**Requirements**
Transcribe all of the records word for word, but omit the pictures.

● ● ● ●

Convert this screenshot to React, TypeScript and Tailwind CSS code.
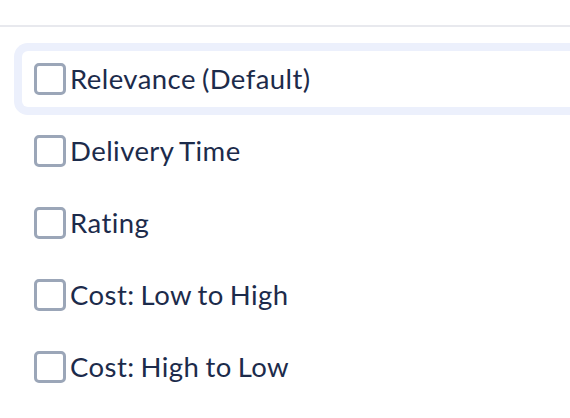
import React from "react";

const options = [
  "Relevance (Default)",
  "Delivery Time",
  "Rating",
  "Cost: Low to High",
  "Cost: High to Low",
];

export default function App() {
  return (
    <div
      className="w-[570px] h-[418px] overflow-hidden bg-white"
      style={{ fontFamily: "Lato, 'Noto Sans', sans-serif" }}
    >
      <div className="h-[25px]" />
      <div className="h-[2px] bg-[#e8e9ee]" />
      <div className="pt-[24px] pl-[22px] flex flex-col gap-[16px] w-[800px]">
        {options.map((o, i) => (
          <label
            key={o}
            className={
              "flex items-center gap-[4px] h-[56px] px-[12px] rounded-[6px] " +
              (i === 0 ? "ring-8 ring-[#ecf0fc]" : "")
            }
          >
            <span className="w-[32px] h-[32px] shrink-0 rounded-[5px] border-[3px] border-[#9ba6b8] bg-white" />
            <span className="text-[27.5px] leading-none tracking-[0.45px] [word-spacing:-1.5px] text-[#1c2b4b]">{o}</span>
          </label>
        ))}
      </div>
    </div>
  );
}
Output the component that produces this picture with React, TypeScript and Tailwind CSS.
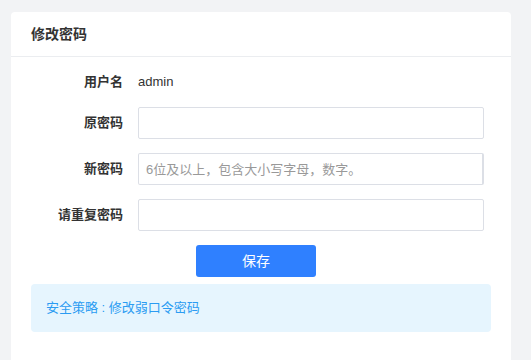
import React from 'react';

const font = "font-['Liberation_Sans','Noto_Sans_CJK_SC',sans-serif]";

const Row: React.FC<{ label: string; children: React.ReactNode; className?: string }> = ({ label, children, className }) => {
  return (
    <div className={`flex items-center h-[32px] ${className ?? ''}`}>
      <label className="w-[92px] text-right text-[13px] font-bold text-[#333]">{label}</label>
      <div className="ml-[15px] flex items-center">{children}</div>
    </div>
  );
};

const App: React.FC = () => {
  return (
    <div className={`h-screen overflow-hidden bg-[#f2f3f5] pt-[12px] pl-[11px] pr-[20px] ${font}`}>
      <div className="bg-white rounded-t-[4px] h-full">
        {/* header */}
        <div className="h-[45px] px-5 flex items-center border-b border-[#ebedf0]">
          <h2 className="text-[14px] font-bold text-[#333]">修改密码</h2>
        </div>

        {/* form */}
        <div className="px-5 pt-[9px]">
          <Row label="用户名">
            <span className="text-[13px] text-[#333]">admin</span>
          </Row>
          <Row label="原密码" className="mt-[9px]">
            <input type="password" className="w-[346px] h-[32px] px-[7px] border border-[#dcdfe6] rounded-[2px] text-[13px] outline-none" />
          </Row>
          <Row label="新密码" className="mt-[14px]">
            <input
              type="password"
              placeholder="6位及以上，包含大小写字母，数字。"
              className="w-[346px] h-[32px] px-[7px] border border-r-2 border-[#dcdfe6] rounded-[2px] text-[13px] outline-none placeholder:text-[#999]"
            />
          </Row>
          <Row label="请重复密码" className="mt-[14px]">
            <input type="password" className="w-[346px] h-[32px] px-[7px] border border-[#dcdfe6] rounded-[2px] text-[13px] outline-none" />
          </Row>

          <button className="mt-[14px] ml-[165px] w-[120px] h-[32px] rounded-[3px] bg-[#2f80ff] text-white text-[14px]">
            保存
          </button>

          <div className="mt-[7px] h-[48px] px-[15px] flex items-center rounded-[4px] bg-[#e6f5fe] text-[13px] text-[#2b9cf2]">
            安全策略 : 修改弱口令密码
          </div>
        </div>
      </div>
    </div>
  );
};

export default App;
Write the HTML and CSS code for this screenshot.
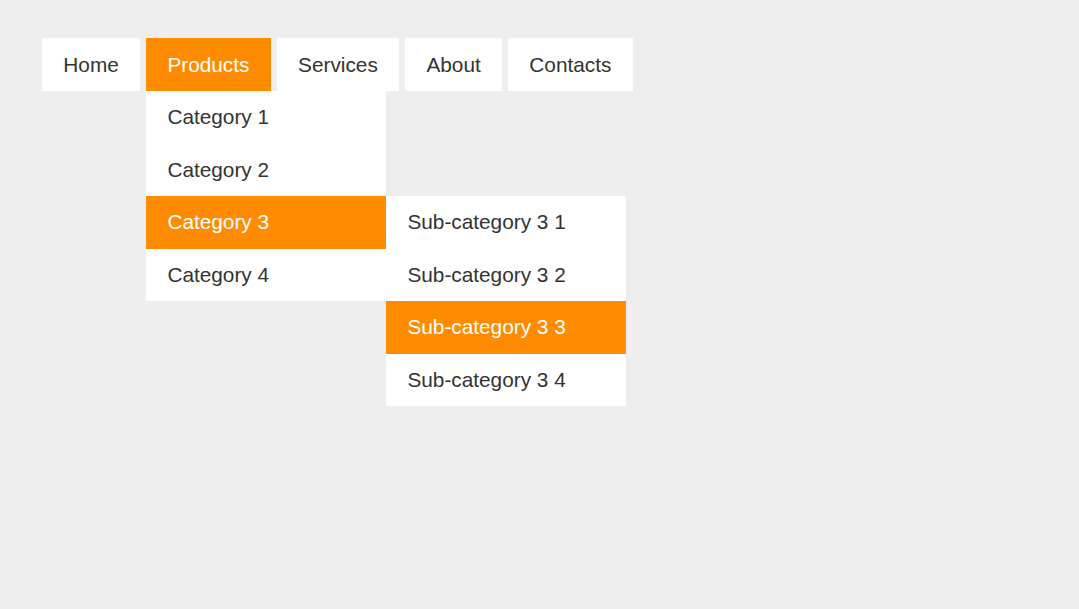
FILE: index.html
```html
<!DOCTYPE html>
<html lang="en">
<head>
<meta charset="utf-8">
<title>Menu</title>
<link rel="stylesheet" href="styles.css">
</head>
<body>
<nav class="nav">
  <ul class="menu">
    <li class="item"><a class="link">Home</a></li>
    <li class="item active"><a class="link">Products</a>
      <ul class="dropdown">
        <li class="sub"><a class="sublink">Category 1</a></li>
        <li class="sub"><a class="sublink">Category 2</a></li>
        <li class="sub active"><a class="sublink">Category 3</a>
          <ul class="dropdown side">
            <li class="sub"><a class="sublink">Sub-category 3 1</a></li>
            <li class="sub"><a class="sublink">Sub-category 3 2</a></li>
            <li class="sub active"><a class="sublink">Sub-category 3 3</a></li>
            <li class="sub"><a class="sublink">Sub-category 3 4</a></li>
          </ul>
        </li>
        <li class="sub"><a class="sublink">Category 4</a></li>
      </ul>
    </li>
    <li class="item"><a class="link">Services</a></li>
    <li class="item"><a class="link">About</a></li>
    <li class="item"><a class="link">Contacts</a></li>
  </ul>
</nav>
</body>
</html>
```
FILE: styles.css
```css
html, body {
  margin: 0;
  padding: 0;
  background: #eeeeee;
  height: 100%;
}
body {
  padding: 38px 0 0 42px;
  box-sizing: border-box;
  font-family: "Liberation Sans", Arial, sans-serif;
  font-size: 20.8px;
  color: #333333;
}
.menu {
  list-style: none;
  margin: 0;
  padding: 0;
  display: flex;
  gap: 6px;
}
.item {
  position: relative;
  background: #ffffff;
}
.link {
  display: block;
  height: 53px;
  box-sizing: border-box;
  padding: 0 21.3px;
  line-height: 53px;
  color: #333333;
  cursor: pointer;
}
.item.active {
  background: #ff8c00;
}
.item.active > .link {
  color: #ffffff;
}
.dropdown {
  position: absolute;
  top: 53px;
  left: 0;
  width: 240px;
  list-style: none;
  margin: 0;
  padding: 0;
  background: #ffffff;
  z-index: 2;
}
.dropdown.side {
  top: 0;
  left: 240px;
}
.sub {
  position: relative;
  background: #ffffff;
}
.sublink {
  display: block;
  height: 52.5px;
  line-height: 52.5px;
  padding: 0 21.3px;
  color: #333333;
  white-space: nowrap;
  cursor: pointer;
}
.sub.active {
  background: #ff8c00;
}
.sub.active > .sublink {
  color: #ffffff;
}
```
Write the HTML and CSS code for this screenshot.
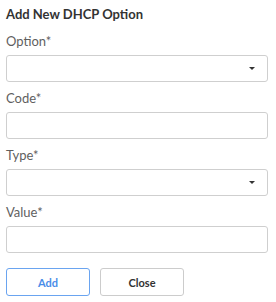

● ● ● ●

**The output**
Convert this screenshot to React, TypeScript and Tailwind CSS code.
import React from "react";

const options = [
  "Relevance (Default)",
  "Delivery Time",
  "Rating",
  "Cost: Low to High",
  "Cost: High to Low",
];

export default function App() {
  return (
    <div
      className="w-[570px] h-[418px] overflow-hidden bg-white"
      style={{ fontFamily: "Lato, 'Noto Sans', sans-serif" }}
    >
      <div className="h-[25px]" />
      <div className="h-[2px] bg-[#e8e9ee]" />
      <div className="pt-[24px] pl-[22px] flex flex-col gap-[16px] w-[800px]">
        {options.map((o, i) => (
          <label
            key={o}
            className={
              "flex items-center gap-[4px] h-[56px] px-[12px] rounded-[6px] " +
              (i === 0 ? "ring-8 ring-[#ecf0fc]" : "")
            }
          >
            <span className="w-[32px] h-[32px] shrink-0 rounded-[5px] border-[3px] border-[#9ba6b8] bg-white" />
            <span className="text-[27.5px] leading-none tracking-[0.45px] [word-spacing:-1.5px] text-[#1c2b4b]">{o}</span>
          </label>
        ))}
      </div>
    </div>
  );
}
Output the component that produces this picture with React, TypeScript and Tailwind CSS.
import React from 'react';

const font = "font-['Liberation_Sans','Noto_Sans_CJK_SC',sans-serif]";

const Row: React.FC<{ label: string; children: React.ReactNode; className?: string }> = ({ label, children, className }) => {
  return (
    <div className={`flex items-center h-[32px] ${className ?? ''}`}>
      <label className="w-[92px] text-right text-[13px] font-bold text-[#333]">{label}</label>
      <div className="ml-[15px] flex items-center">{children}</div>
    </div>
  );
};

const App: React.FC = () => {
  return (
    <div className={`h-screen overflow-hidden bg-[#f2f3f5] pt-[12px] pl-[11px] pr-[20px] ${font}`}>
      <div className="bg-white rounded-t-[4px] h-full">
        {/* header */}
        <div className="h-[45px] px-5 flex items-center border-b border-[#ebedf0]">
          <h2 className="text-[14px] font-bold text-[#333]">修改密码</h2>
        </div>

        {/* form */}
        <div className="px-5 pt-[9px]">
          <Row label="用户名">
            <span className="text-[13px] text-[#333]">admin</span>
          </Row>
          <Row label="原密码" className="mt-[9px]">
            <input type="password" className="w-[346px] h-[32px] px-[7px] border border-[#dcdfe6] rounded-[2px] text-[13px] outline-none" />
          </Row>
          <Row label="新密码" className="mt-[14px]">
            <input
              type="password"
              placeholder="6位及以上，包含大小写字母，数字。"
              className="w-[346px] h-[32px] px-[7px] border border-r-2 border-[#dcdfe6] rounded-[2px] text-[13px] outline-none placeholder:text-[#999]"
            />
          </Row>
          <Row label="请重复密码" className="mt-[14px]">
            <input type="password" className="w-[346px] h-[32px] px-[7px] border border-[#dcdfe6] rounded-[2px] text-[13px] outline-none" />
          </Row>

          <button className="mt-[14px] ml-[165px] w-[120px] h-[32px] rounded-[3px] bg-[#2f80ff] text-white text-[14px]">
            保存
          </button>

          <div className="mt-[7px] h-[48px] px-[15px] flex items-center rounded-[4px] bg-[#e6f5fe] text-[13px] text-[#2b9cf2]">
            安全策略 : 修改弱口令密码
          </div>
        </div>
      </div>
    </div>
  );
};

export default App;
Write the HTML and CSS code for this screenshot.
FILE: index.html
```html
<!DOCTYPE html>
<html lang="en">
<head>
<meta charset="utf-8">
<title>Menu</title>
<link rel="stylesheet" href="styles.css">
</head>
<body>
<nav class="nav">
  <ul class="menu">
    <li class="item"><a class="link">Home</a></li>
    <li class="item active"><a class="link">Products</a>
      <ul class="dropdown">
        <li class="sub"><a class="sublink">Category 1</a></li>
        <li class="sub"><a class="sublink">Category 2</a></li>
        <li class="sub active"><a class="sublink">Category 3</a>
          <ul class="dropdown side">
            <li class="sub"><a class="sublink">Sub-category 3 1</a></li>
            <li class="sub"><a class="sublink">Sub-category 3 2</a></li>
            <li class="sub active"><a class="sublink">Sub-category 3 3</a></li>
            <li class="sub"><a class="sublink">Sub-category 3 4</a></li>
          </ul>
        </li>
        <li class="sub"><a class="sublink">Category 4</a></li>
      </ul>
    </li>
    <li class="item"><a class="link">Services</a></li>
    <li class="item"><a class="link">About</a></li>
    <li class="item"><a class="link">Contacts</a></li>
  </ul>
</nav>
</body>
</html>
```
FILE: styles.css
```css
html, body {
  margin: 0;
  padding: 0;
  background: #eeeeee;
  height: 100%;
}
body {
  padding: 38px 0 0 42px;
  box-sizing: border-box;
  font-family: "Liberation Sans", Arial, sans-serif;
  font-size: 20.8px;
  color: #333333;
}
.menu {
  list-style: none;
  margin: 0;
  padding: 0;
  display: flex;
  gap: 6px;
}
.item {
  position: relative;
  background: #ffffff;
}
.link {
  display: block;
  height: 53px;
  box-sizing: border-box;
  padding: 0 21.3px;
  line-height: 53px;
  color: #333333;
  cursor: pointer;
}
.item.active {
  background: #ff8c00;
}
.item.active > .link {
  color: #ffffff;
}
.dropdown {
  position: absolute;
  top: 53px;
  left: 0;
  width: 240px;
  list-style: none;
  margin: 0;
  padding: 0;
  background: #ffffff;
  z-index: 2;
}
.dropdown.side {
  top: 0;
  left: 240px;
}
.sub {
  position: relative;
  background: #ffffff;
}
.sublink {
  display: block;
  height: 52.5px;
  line-height: 52.5px;
  padding: 0 21.3px;
  color: #333333;
  white-space: nowrap;
  cursor: pointer;
}
.sub.active {
  background: #ff8c00;
}
.sub.active > .sublink {
  color: #ffffff;
}
```
Write the HTML and CSS code for this screenshot.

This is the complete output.